Text-to-City

Controllable 3D Urban Block Generation with Latent Diffusion Model

06.2023 - 01.2024
Authors: Junling Zhuang, Guanhong Li, Hang Xu, Jintu Xu, Runjia Tian
Citation: J.L. Zhuang, G.H. Li, H. Xu, J.T. XU, R.J. Tian (2024). Text-to-City: Controllable 3D Urban Block Generation with Latent Diffusion Model. In ACCELEERATED DESIGN, Proceeding of the 29th International Conference of the Association for ComputerAided Architectural Design Research in Asia (CAADRIA) 2024, vol.2, pp. 169-178.

Abstract

The rise of deep learning has introduced novel computational tools for urban block design. Many researchers have explored generative urban block design using either rule-based or deep learning methods. However, these methods often fall short in adequately capturing morphological features and essential design indicators like building density. Latent diffusion models, particularly in the context of urban design, offer a groundbreaking solution. These models can generate cityscapes directly from text descriptions, incorporating a wide array of design indicators. This paper introduces a novel workflow that utilizes Stable Diffusion, a state-of-the-art latent diffusion model, to generate 3D urban environments. The process involves reconstructing 3D urban block models from generated depth images, employing a systematic depth-to-height mapping technique. Additionally, the paper explores the extrapolation between various urban morphological characteristics, aiming to generate novel urban forms that transcend existing city models. This innovative approach not only facilitates the accurate generation of urban blocks with specific morphological characteristics and design metrics, such as building density, but also demonstrates its versatility through application to three distinct cities. This methodology, tested on select cities, holds potential for broader range of urban environments and more design indicators, setting the stage for future computational urban design research.

Experiments and Applications

The study analysed Berlin, Hamburg, and Cambridge (USA), each with unique street patterns—Berlin's linear, Hamburg's enclosed, and Cambridge's grid-like. The dataset featured diverse roof styles and used a standardized 140-meter height mapping for depth images. Building density metrics were calculated for balanced distribution within each city, resulting in a dataset of 100 images per city.

In our study, we tested eight caption formats for image-text pairing, with the below image highlighting the top three. Format 3, such as "Baroque town texture, Density_16, City Plan View" for Berlin, was the most effective. It aligns with Dreambooth's identifier strategy, ensuring accurate density labels and reducing ambiguity compared to natural language formats.

We expanded our dataset sixteen fold using rotation and flip transformations, creating three datasets for different cities. Each contains 1660 pairs of depth maps and text descriptions, totalling 4800 training pairs. Figure 7 shows these pairs, highlighting city-wise building density variations.

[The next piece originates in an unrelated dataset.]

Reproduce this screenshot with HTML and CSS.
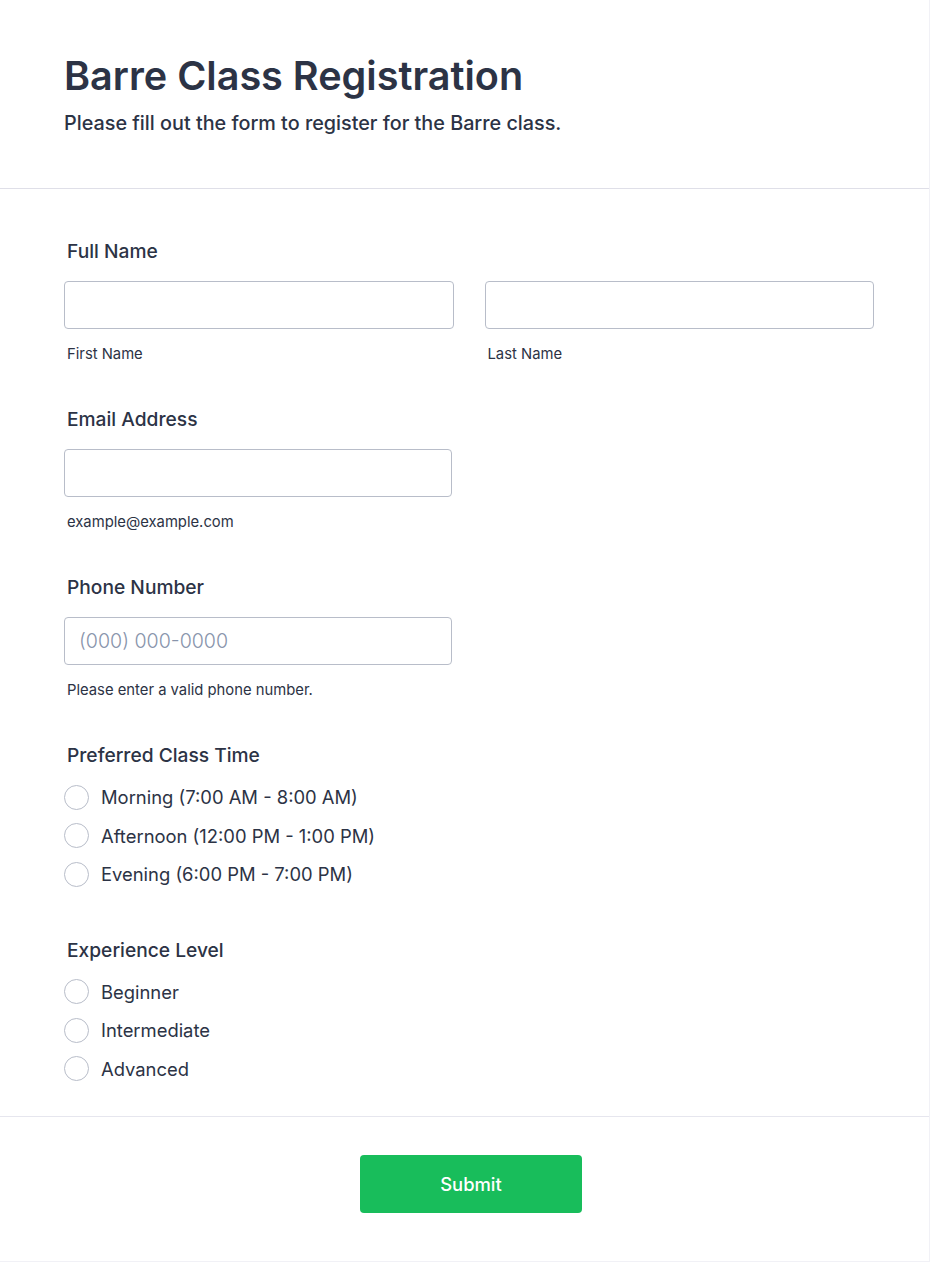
FILE: index.html
```html
<!DOCTYPE html>
<html lang="en">
<head>
<meta charset="utf-8">
<title>Barre Class Registration</title>
<link rel="stylesheet" href="styles.css">
</head>
<body>
<form class="form">
  <header class="form-header">
    <h1 class="form-title">Barre Class Registration</h1>
    <p class="form-subtitle">Please fill out the form to register for the Barre class.</p>
  </header>
  <div class="form-body">
    <div class="field">
      <label class="field-label">Full Name</label>
      <div class="name-row">
        <div class="name-col">
          <input class="text-input" type="text">
          <span class="sublabel">First Name</span>
        </div>
        <div class="name-col">
          <input class="text-input" type="text">
          <span class="sublabel">Last Name</span>
        </div>
      </div>
    </div>
    <div class="field">
      <label class="field-label">Email Address</label>
      <div class="half">
        <input class="text-input" type="email">
        <span class="sublabel">example@example.com</span>
      </div>
    </div>
    <div class="field">
      <label class="field-label">Phone Number</label>
      <div class="half">
        <input class="text-input" type="tel" placeholder="(000) 000-0000">
        <span class="sublabel">Please enter a valid phone number.</span>
      </div>
    </div>
    <div class="field">
      <label class="field-label">Preferred Class Time</label>
      <div class="radio-list">
        <label class="radio-row"><span class="radio-circle"></span><span class="radio-text">Morning (7:00 AM - 8:00 AM)</span></label>
        <label class="radio-row"><span class="radio-circle"></span><span class="radio-text">Afternoon (12:00 PM - 1:00 PM)</span></label>
        <label class="radio-row"><span class="radio-circle"></span><span class="radio-text">Evening (6:00 PM - 7:00 PM)</span></label>
      </div>
    </div>
    <div class="field">
      <label class="field-label">Experience Level</label>
      <div class="radio-list">
        <label class="radio-row"><span class="radio-circle"></span><span class="radio-text">Beginner</span></label>
        <label class="radio-row"><span class="radio-circle"></span><span class="radio-text">Intermediate</span></label>
        <label class="radio-row"><span class="radio-circle"></span><span class="radio-text">Advanced</span></label>
      </div>
    </div>
  </div>
  <footer class="form-footer">
    <button class="submit-btn" type="button">Submit</button>
  </footer>
</form>
</body>
</html>
```
FILE: styles.css
```css
* { box-sizing: border-box; }
html, body { margin: 0; padding: 0; background: #ffffff; }
body {
  font-family: Inter, "Noto Sans", "Liberation Sans", sans-serif;
  color: #2c3345;
}
.form {
  width: 930px;
  border-right: 1px solid #f1f1f6;
  border-bottom: 1px solid #f1f1f6;
  background: #fff;
}
.form-header {
  padding: 52px 55px 53px 64px;
  border-bottom: 1px solid #dfdfe8;
}
.form-title {
  margin: 0;
  font-size: 39.6px;
  line-height: 48px;
  font-weight: 600;
  color: #2c3345;
}
.form-subtitle {
  margin: 11px 0 0;
  font-size: 19.8px;
  line-height: 24px;
  font-weight: 500;
}
.form-body {
  padding: 50px 55px 28px 64px;
  display: flex;
  flex-direction: column;
  gap: 44px;
}
.field {
  display: flex;
  flex-direction: column;
}
.field-label {
  font-size: 19.2px;
  line-height: 24px;
  font-weight: 500;
  padding-left: 3px;
  margin-bottom: 18px;
}
.name-row {
  display: grid;
  grid-template-columns: 1fr 1fr;
  gap: 31px;
}
.name-col, .half {
  display: flex;
  flex-direction: column;
}
.half { width: 388px; }
.text-input {
  height: 48px;
  width: 100%;
  border: 1px solid #b8bdc9;
  border-radius: 4px;
  padding: 0 14px;
  font-family: inherit;
  font-size: 19.6px;
  color: #2c3345;
  background: #fff;
  outline: none;
}
.text-input::placeholder {
  color: #8894ab;
  font-weight: 300;
}
.sublabel {
  margin-top: 16px;
  font-size: 14.8px;
  line-height: 18px;
  padding-left: 3px;
  color: #2c3345;
}
.field-label + .radio-list { margin-top: -7px; }
.radio-list {
  display: flex;
  flex-direction: column;
}
.radio-row {
  display: flex;
  align-items: center;
  height: 38.5px;
  gap: 12px;
}
.radio-circle {
  width: 25px;
  height: 25px;
  border: 1px solid #b8bdc9;
  border-radius: 50%;
  flex: none;
  background: #fff;
}
.radio-text {
  font-size: 18.4px;
  line-height: 24px;
}
.form-footer {
  border-top: 1px solid #e6e6ee;
  padding: 38px 51px 48px 64px;
  display: flex;
  justify-content: center;
}
.submit-btn {
  width: 222px;
  height: 58px;
  border: none;
  border-radius: 4px;
  background: #18bd5b;
  color: #fff;
  font-family: inherit;
  font-size: 18.4px;
  font-weight: 500;
  cursor: pointer;
}
```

We tested numerous combination of learning rate and scheduler during hyperparameter optimization. The best setup (No. 09) achieved a 0.03557 reconstruction error and 0.040 density loss over 160 epochs on an NVIDIA 4090 GPU, using a 3e-06 learning rate with a constant scheduler. Extensive testing over 200 epochs revealed that neural network loss is more affected by learning rate than schedulers.

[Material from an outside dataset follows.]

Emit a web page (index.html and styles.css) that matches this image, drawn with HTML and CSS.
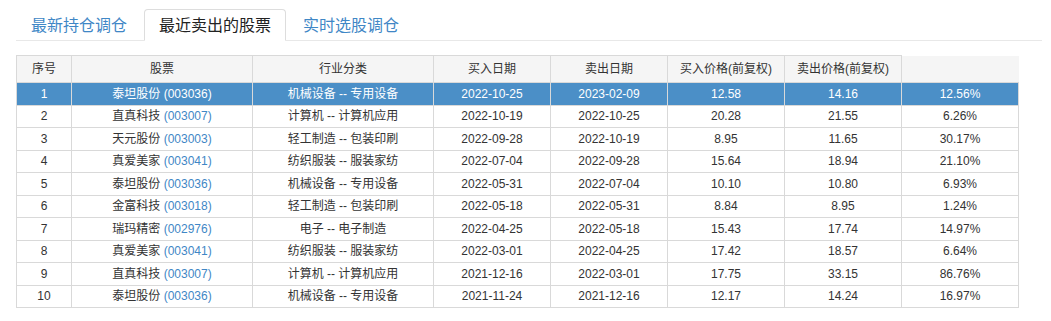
FILE: index.html
```html
<!DOCTYPE html>
<html lang="zh-CN">
<head>
<meta charset="utf-8">
<title>最近卖出的股票</title>
<link rel="stylesheet" href="styles.css">
</head>
<body>
<div class="wrap">
  <ul class="tabs">
    <li class="tab"><a>最新持仓调仓</a></li>
    <li class="tab active"><a>最近卖出的股票</a></li>
    <li class="tab"><a>实时选股调仓</a></li>
  </ul>
  <table class="grid">
    <colgroup>
      <col class="c-no"><col class="c-wide"><col class="c-wide">
      <col class="c-n"><col class="c-n"><col class="c-n"><col class="c-n"><col class="c-n">
    </colgroup>
    <thead>
      <tr><th>序号</th><th>股票</th><th>行业分类</th><th>买入日期</th><th>卖出日期</th><th>买入价格(前复权)</th><th>卖出价格(前复权)</th><th class="blank"></th></tr>
    </thead>
    <tbody>
      <tr class="sel"><td>1</td><td>泰坦股份 <span class="code">(003036)</span></td><td>机械设备 -- 专用设备</td><td>2022-10-25</td><td>2023-02-09</td><td>12.58</td><td>14.16</td><td>12.56%</td></tr>
      <tr><td>2</td><td>直真科技 <span class="code">(003007)</span></td><td>计算机 -- 计算机应用</td><td>2022-10-19</td><td>2022-10-25</td><td>20.28</td><td>21.55</td><td>6.26%</td></tr>
      <tr><td>3</td><td>天元股份 <span class="code">(003003)</span></td><td>轻工制造 -- 包装印刷</td><td>2022-09-28</td><td>2022-10-19</td><td>8.95</td><td>11.65</td><td>30.17%</td></tr>
      <tr><td>4</td><td>真爱美家 <span class="code">(003041)</span></td><td>纺织服装 -- 服装家纺</td><td>2022-07-04</td><td>2022-09-28</td><td>15.64</td><td>18.94</td><td>21.10%</td></tr>
      <tr><td>5</td><td>泰坦股份 <span class="code">(003036)</span></td><td>机械设备 -- 专用设备</td><td>2022-05-31</td><td>2022-07-04</td><td>10.10</td><td>10.80</td><td>6.93%</td></tr>
      <tr><td>6</td><td>金富科技 <span class="code">(003018)</span></td><td>轻工制造 -- 包装印刷</td><td>2022-05-18</td><td>2022-05-31</td><td>8.84</td><td>8.95</td><td>1.24%</td></tr>
      <tr><td>7</td><td>瑞玛精密 <span class="code">(002976)</span></td><td>电子 -- 电子制造</td><td>2022-04-25</td><td>2022-05-18</td><td>15.43</td><td>17.74</td><td>14.97%</td></tr>
      <tr><td>8</td><td>真爱美家 <span class="code">(003041)</span></td><td>纺织服装 -- 服装家纺</td><td>2022-03-01</td><td>2022-04-25</td><td>17.42</td><td>18.57</td><td>6.64%</td></tr>
      <tr><td>9</td><td>直真科技 <span class="code">(003007)</span></td><td>计算机 -- 计算机应用</td><td>2021-12-16</td><td>2022-03-01</td><td>17.75</td><td>33.15</td><td>86.76%</td></tr>
      <tr><td>10</td><td>泰坦股份 <span class="code">(003036)</span></td><td>机械设备 -- 专用设备</td><td>2021-11-24</td><td>2021-12-16</td><td>12.17</td><td>14.24</td><td>16.97%</td></tr>
    </tbody>
  </table>
</div>
</body>
</html>
```
FILE: styles.css
```css
html, body {
  margin: 0;
  padding: 0;
  background: #fff;
}
body {
  font-family: "Liberation Sans", Arial, "Noto Sans CJK SC", sans-serif;
  color: #333;
}
.wrap {
  padding: 9px 9px 0 16px;
}
.tabs {
  list-style: none;
  margin: 0;
  padding: 0;
  display: flex;
  border-bottom: 1px solid #e8e8e8;
}
.tab {
  margin: 0 2px -1px 0;
}
.tab a {
  display: block;
  font-size: 16px;
  line-height: 20px;
  padding: 6px 14px 4px;
  border: 1px solid transparent;
  border-radius: 4px 4px 0 0;
  color: #3f87c6;
  cursor: pointer;
}
.tab.active a {
  color: #222;
  background: #fff;
  border-color: #ddd #ddd transparent;
}
.grid {
  margin-top: 14px;
  border-collapse: collapse;
  table-layout: fixed;
  width: 1003px;
  font-size: 12px;
}
.c-no { width: 55px; }
.c-wide { width: 181px; }
.c-n { width: 117px; }
.grid th, .grid td {
  border: 1px solid #d9d9d9;
  text-align: center;
  line-height: 18px;
  white-space: nowrap;
  overflow: hidden;
}
.grid th {
  font-weight: normal;
  background: #f5f5f5;
  padding: 4px 2px;
  color: #333;
}
.grid th.blank {
  border-top: none;
  border-right: none;
}
.grid td {
  padding: 1.75px 2px;
}
.code {
  color: #3f87c6;
}
.grid tr.sel td {
  background: #4b8fc7;
  color: #fff;
  border-color: #d9d9d9;
}
.grid tr.sel .code {
  color: #fff;
}
```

We also tested the performance of our top model, No.9, using Berlin as an example. The model is clearly more accurate in the textual(Input) Density it is trained on.

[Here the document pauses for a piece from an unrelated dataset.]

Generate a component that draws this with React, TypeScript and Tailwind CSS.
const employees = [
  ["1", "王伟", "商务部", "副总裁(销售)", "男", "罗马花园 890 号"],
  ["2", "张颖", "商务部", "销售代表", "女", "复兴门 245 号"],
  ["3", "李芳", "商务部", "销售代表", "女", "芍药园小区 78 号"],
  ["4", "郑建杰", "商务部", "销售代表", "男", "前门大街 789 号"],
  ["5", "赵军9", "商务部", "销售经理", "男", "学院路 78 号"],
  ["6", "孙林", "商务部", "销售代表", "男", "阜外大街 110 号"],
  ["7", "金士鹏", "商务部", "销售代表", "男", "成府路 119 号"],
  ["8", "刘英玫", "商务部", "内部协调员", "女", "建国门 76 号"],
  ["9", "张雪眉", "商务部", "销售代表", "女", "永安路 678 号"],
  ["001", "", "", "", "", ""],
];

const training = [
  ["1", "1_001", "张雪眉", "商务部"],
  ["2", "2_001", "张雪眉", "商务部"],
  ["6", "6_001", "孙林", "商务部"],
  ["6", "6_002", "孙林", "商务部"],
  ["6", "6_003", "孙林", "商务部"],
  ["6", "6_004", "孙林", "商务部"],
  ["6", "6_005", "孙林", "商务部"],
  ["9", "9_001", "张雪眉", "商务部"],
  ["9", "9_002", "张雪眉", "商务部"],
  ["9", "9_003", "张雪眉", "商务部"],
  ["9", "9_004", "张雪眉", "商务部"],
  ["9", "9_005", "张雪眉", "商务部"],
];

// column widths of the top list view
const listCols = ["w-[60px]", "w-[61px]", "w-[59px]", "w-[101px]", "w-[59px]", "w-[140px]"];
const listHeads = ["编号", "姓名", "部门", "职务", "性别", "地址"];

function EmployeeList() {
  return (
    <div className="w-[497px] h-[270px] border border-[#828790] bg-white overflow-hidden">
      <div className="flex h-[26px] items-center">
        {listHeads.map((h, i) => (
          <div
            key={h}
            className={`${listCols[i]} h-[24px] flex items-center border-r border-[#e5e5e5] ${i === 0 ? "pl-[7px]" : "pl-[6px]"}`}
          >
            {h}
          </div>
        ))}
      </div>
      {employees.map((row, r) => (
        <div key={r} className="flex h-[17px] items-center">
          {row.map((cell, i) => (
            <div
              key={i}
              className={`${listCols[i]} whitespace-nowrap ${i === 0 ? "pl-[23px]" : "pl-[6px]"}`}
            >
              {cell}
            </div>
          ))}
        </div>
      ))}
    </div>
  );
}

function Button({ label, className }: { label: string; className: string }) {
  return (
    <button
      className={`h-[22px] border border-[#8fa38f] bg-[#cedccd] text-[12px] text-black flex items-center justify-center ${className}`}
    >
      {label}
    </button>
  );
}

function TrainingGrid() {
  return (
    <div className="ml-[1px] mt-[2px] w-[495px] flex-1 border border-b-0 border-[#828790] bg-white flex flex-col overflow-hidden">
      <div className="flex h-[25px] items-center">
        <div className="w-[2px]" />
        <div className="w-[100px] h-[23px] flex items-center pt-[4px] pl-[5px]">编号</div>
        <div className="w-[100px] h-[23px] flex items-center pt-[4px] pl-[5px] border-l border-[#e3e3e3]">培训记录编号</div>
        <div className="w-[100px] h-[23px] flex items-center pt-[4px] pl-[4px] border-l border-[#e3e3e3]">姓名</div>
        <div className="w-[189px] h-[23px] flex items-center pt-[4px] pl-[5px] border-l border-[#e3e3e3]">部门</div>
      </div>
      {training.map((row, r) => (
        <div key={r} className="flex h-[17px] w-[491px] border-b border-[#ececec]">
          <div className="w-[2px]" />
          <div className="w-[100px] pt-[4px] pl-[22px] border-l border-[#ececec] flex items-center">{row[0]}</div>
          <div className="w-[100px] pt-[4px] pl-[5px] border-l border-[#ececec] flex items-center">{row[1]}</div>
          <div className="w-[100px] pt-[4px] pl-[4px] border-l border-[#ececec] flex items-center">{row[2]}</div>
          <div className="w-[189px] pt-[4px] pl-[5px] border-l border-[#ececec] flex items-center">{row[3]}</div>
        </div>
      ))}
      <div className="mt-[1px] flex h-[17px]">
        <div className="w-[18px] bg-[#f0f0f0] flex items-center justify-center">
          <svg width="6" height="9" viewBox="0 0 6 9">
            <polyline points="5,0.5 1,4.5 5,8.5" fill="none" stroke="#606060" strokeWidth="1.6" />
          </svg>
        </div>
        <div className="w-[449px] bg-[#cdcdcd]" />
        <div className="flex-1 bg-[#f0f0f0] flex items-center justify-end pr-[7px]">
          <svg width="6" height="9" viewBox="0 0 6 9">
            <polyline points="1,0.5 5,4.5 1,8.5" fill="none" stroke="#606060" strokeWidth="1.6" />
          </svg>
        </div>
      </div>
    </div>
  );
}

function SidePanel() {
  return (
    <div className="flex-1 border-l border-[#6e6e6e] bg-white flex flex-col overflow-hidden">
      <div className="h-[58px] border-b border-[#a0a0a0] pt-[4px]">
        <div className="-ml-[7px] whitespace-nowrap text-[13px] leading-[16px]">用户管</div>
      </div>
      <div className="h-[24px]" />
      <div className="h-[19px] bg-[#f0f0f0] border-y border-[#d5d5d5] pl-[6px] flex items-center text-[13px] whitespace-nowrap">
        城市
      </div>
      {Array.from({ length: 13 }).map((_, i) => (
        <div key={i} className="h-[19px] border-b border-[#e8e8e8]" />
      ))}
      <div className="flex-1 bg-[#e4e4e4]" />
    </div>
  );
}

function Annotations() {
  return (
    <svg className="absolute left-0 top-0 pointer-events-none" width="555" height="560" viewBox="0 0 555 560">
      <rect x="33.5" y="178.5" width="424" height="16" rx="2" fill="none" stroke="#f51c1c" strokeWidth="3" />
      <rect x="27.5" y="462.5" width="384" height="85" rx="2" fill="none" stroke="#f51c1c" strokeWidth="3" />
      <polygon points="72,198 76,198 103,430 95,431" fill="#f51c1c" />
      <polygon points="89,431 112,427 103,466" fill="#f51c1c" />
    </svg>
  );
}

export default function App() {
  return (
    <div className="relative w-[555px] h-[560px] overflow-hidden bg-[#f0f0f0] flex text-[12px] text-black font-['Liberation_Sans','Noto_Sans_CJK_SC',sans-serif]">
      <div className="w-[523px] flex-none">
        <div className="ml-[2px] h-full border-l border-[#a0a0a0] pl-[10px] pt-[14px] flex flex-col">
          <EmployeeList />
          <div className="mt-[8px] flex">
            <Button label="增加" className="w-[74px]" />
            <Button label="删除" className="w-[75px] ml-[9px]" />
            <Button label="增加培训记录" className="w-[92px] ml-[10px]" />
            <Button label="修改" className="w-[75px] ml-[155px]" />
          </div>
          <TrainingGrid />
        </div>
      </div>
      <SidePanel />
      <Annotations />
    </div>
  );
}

We ran batch inference generation of grayscale urban morphology patterns and extrude these images using our Grasshopper script to reconstruct 3D urban models. Our model allows the user to control output according to site and road conditions using ControlNet, including specific city morphology, which is seen that the generated results fit the text input and can well connect to the surrounding urban morphology.

Deforum Diffusion was utilized to merge city morphologies by interpolating between keyframes based on different text prompts. This approach generated hybrids of city styles.